I have to disagree in some respect LC.
I might agree that being good at pushing hand does not necessarily mean you are good at fight. But if your pushing hand suck, that surely mean that your taichichuan suck. Plus, if you are pretty good at tuishou, it is likely that you can handle yourself if the opponent is untrained.
I have started a thread in other forum for the exact topic. Here is a very insigtful reply.
[Quote]
I can understand the view of pushing hands as sumo. I saw some of this at a competition a little while back. However, I would make another observation from this same event. These people did not get very far.
Within each weight category, there might be 16 people. Of those some were relative novices and were thrown around easily by the strength guys. However, none of the people just relying on muscle made it past the last 8. Sometimes someone using muscle plus a little technique did well - maybe even winning in some categories.
But let us be honest and say that, if the taiji principles of sung and zhan, nian, lian, sui (stik, adhere, continue, follow) are indeed superior to other approaches, then what is at fault in the above is a lack of skill amongst the rest of the competitors.
We all know the theory that the highest level of skill is borrowing the opponents force so that whatever movement they try, is turned against them and takes them further off balance.
We therefore need to practice against different people, different styles, different abilities, and different degrees of muscle in the technique.
If we lose, just turn around, thank the opponent, and practice harder. If I may quote my teacher:
“I learnt that the Taiji Classics are not mystical tracts but a strictly practical guide to survival under attack. “Pushing hands” is not merely “sensitivity training” (though it encompasses this) but a step by step initiation, through “feeding power”, into the realisation of the techniques encompassed by the set-form. It is not a quaint and outdated co-operative exercise, but the key to “understanding power” (ting jing), both from within and without. “Sticking” allows this power to be controlled and redirected. “Pushing” is controlled striking so that injuries may be avoided.”
===
so, competitive pushing hands gives us an environment in which we can test our understanding and ability, see where we are lacking, and take this away, work on it, and integrate it into our form work.
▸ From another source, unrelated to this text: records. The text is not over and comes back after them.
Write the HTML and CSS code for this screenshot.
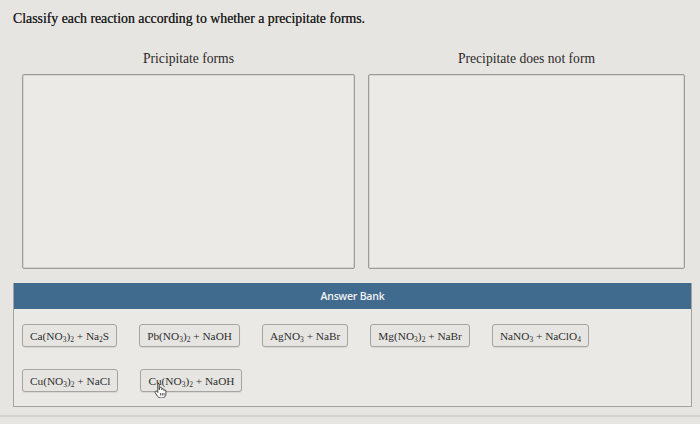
FILE: index.html
```html
<!DOCTYPE html>
<html lang="en">
<head>
  <meta charset="UTF-8">
  <title>Classify Reactions</title>
  <link rel="stylesheet" href="styles.css">
</head>
<body>
  <div class="page">
    <h1 class="prompt">Classify each reaction according to whether a precipitate forms.</h1>

    <!-- Drop zones -->
    <div class="zones">
      <div class="zone">
        <div class="zone-label">Pricipitate forms</div>
        <div class="zone-box"></div>
      </div>
      <div class="zone">
        <div class="zone-label">Precipitate does not form</div>
        <div class="zone-box"></div>
      </div>
    </div>

    <!-- Answer bank -->
    <div class="bank">
      <div class="bank-header">Answer Bank</div>
      <div class="bank-body">
        <div class="tile">Ca(NO<sub>3</sub>)<sub>2</sub> + Na<sub>2</sub>S</div>
        <div class="tile">Pb(NO<sub>3</sub>)<sub>2</sub> + NaOH</div>
        <div class="tile">AgNO<sub>3</sub> + NaBr</div>
        <div class="tile">Mg(NO<sub>3</sub>)<sub>2</sub> + NaBr</div>
        <div class="tile">NaNO<sub>3</sub> + NaClO<sub>4</sub></div>
        <div class="tile">Cu(NO<sub>3</sub>)<sub>2</sub> + NaCl</div>
        <div class="tile">Cu(NO<sub>3</sub>)<sub>2</sub> + NaOH
          <svg class="cursor" width="13" height="16" viewBox="0 0 13 16">
            <path d="M4 1.2c.7 0 1.2.5 1.2 1.2v5.2l.3-.1V6.3c0-.6.5-1.1 1.1-1.1s1.1.5 1.1 1.1v1.3c.1-.6.6-1 1.1-1s1.1.5 1.1 1.1v.8c.2-.4.6-.6 1-.6.6 0 1 .5 1 1.1v3.1c0 2.1-1.5 3.8-3.6 3.8H6.3c-1.1 0-2-.5-2.6-1.4L1.2 10.6c-.3-.5-.2-1.1.3-1.4.5-.3 1.1-.2 1.4.2l.9 1.1V2.4c0-.7.5-1.2 1.2-1.2z" fill="#fff" stroke="#333" stroke-width="0.9"/>
            <path d="M6.6 11v2.6M8.3 11v2.6M10 11v2.6" stroke="#333" stroke-width="0.8"/>
          </svg>
        </div>
      </div>
    </div>
    <div class="footer-rule"></div>
  </div>
</body>
</html>
```

FILE: styles.css
```css
/* Base styles */
body {
  margin: 0;
  padding: 0;
  background-color: #e7e5e1;
  color: #333;
  font-family: "Liberation Serif", "Times New Roman", serif;
  height: 424px;
  overflow: hidden;
}

.page {
  padding: 10px 10px 0 13px;
}

.prompt {
  margin: 0;
  font-size: 13.8px;
  font-weight: normal;
  line-height: 18px;
  color: #222;
  text-shadow: 0 0 0.2px #333;
}

/* Drop zones */
.zones {
  display: grid;
  grid-template-columns: 333px 317px;
  column-gap: 13px;
  margin: 22px 0 0 9px;
}

.zone-label {
  text-align: center;
  font-size: 13.6px;
  line-height: 18px;
  color: #2a2a2a;
  margin-bottom: 6px;
}

.zone-box {
  height: 193px;
  border: 1px solid #9d9c9a;
  border-radius: 2px;
  background-color: #ebeae7;
  box-shadow: inset 0 0 0 1px #d6d5d2;
}

/* Answer bank */
.bank {
  margin-top: 14px;
  width: 677px;
  border: 1px solid #a3a3a2;
  border-top: none;
  background-color: #eae9e6;
}

.bank-header {
  height: 26px;
  line-height: 26px;
  background-color: #416a8f;
  color: #f2f2f2;
  text-align: center;
  font-family: "Open Sans", "Liberation Sans", sans-serif;
  font-weight: 600;
  font-size: 10.5px;
  letter-spacing: -0.2px;
}

.bank-body {
  display: flex;
  flex-wrap: wrap;
  align-content: flex-start;
  column-gap: 22px;
  row-gap: 22px;
  padding: 15px 8px 0 8px;
  height: 82px;
}

.tile {
  position: relative;
  height: 23px;
  line-height: 22px;
  box-sizing: border-box;
  padding: 0 7px;
  border: 1px solid #a6a5a3;
  border-radius: 3px;
  background-color: #e6e5e2;
  box-shadow: 0 1px 1px rgba(0, 0, 0, 0.08);
  font-size: 11.3px;
  color: #2e2e2e;
  white-space: nowrap;
}

.tile sub {
  font-size: 7.5px;
  vertical-align: -2px;
  line-height: 0;
}

/* Pointer hovering the last tile */
.cursor {
  position: absolute;
  left: 13px;
  top: 12px;
}

.footer-rule {
  margin: 8px 0 0 -13px;
  height: 2px;
  width: 720px;
  background-color: #d4d2ce;
}
```
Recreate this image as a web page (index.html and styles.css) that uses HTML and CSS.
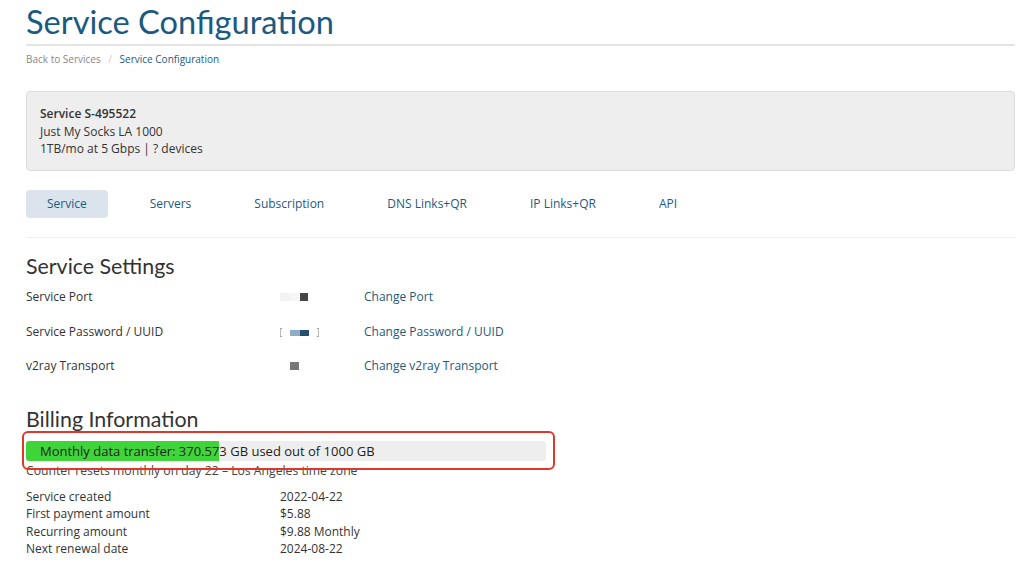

This later is key - pushing hands is but one part, competition but one part of that. It should reflect one’s overal position and level, not trained seperately and considered seperately. If things are seperate, this is the way the form stays full of fluff and lacking the martial, while pushing hands degenerates into wrestling, judo, sumo - and nothing else. (Not to denigrate these arts - see above on honesty if defeated)
Some people at the competition I witnessed, had spent the whole of the preceeding 6 months training specificaly for this event. Personaly, I do not consider this to be increasing the standard of their Taiji - their pushing hands will improve for sure. But if the pushing hands does not come from the form, and the results and experience not fed back into the form, we have not the unity that the philosophical symbol of Taiji embodies.
===
Yes, the rules suck at times. Yes the format could be better organised with public publication of poole tables, everyone pushing in a poole of number of pooles, ranking from this into a knock out etc.
What particularly interested me was a recent change in the moving step rules (was not like this last year) that banned reaching behind the back and leg sweeps. Essentialy this must have been introduced to keep the judo players from stomping all over the taiji guys.
This misses the point about honest competition.
Ah - but it’s not taiji!
Ah - but neither is what you are doing if you lose so easily!
RT
[Quote]
The title of the tread was “Better at PushHand, Better at Taijiquan?”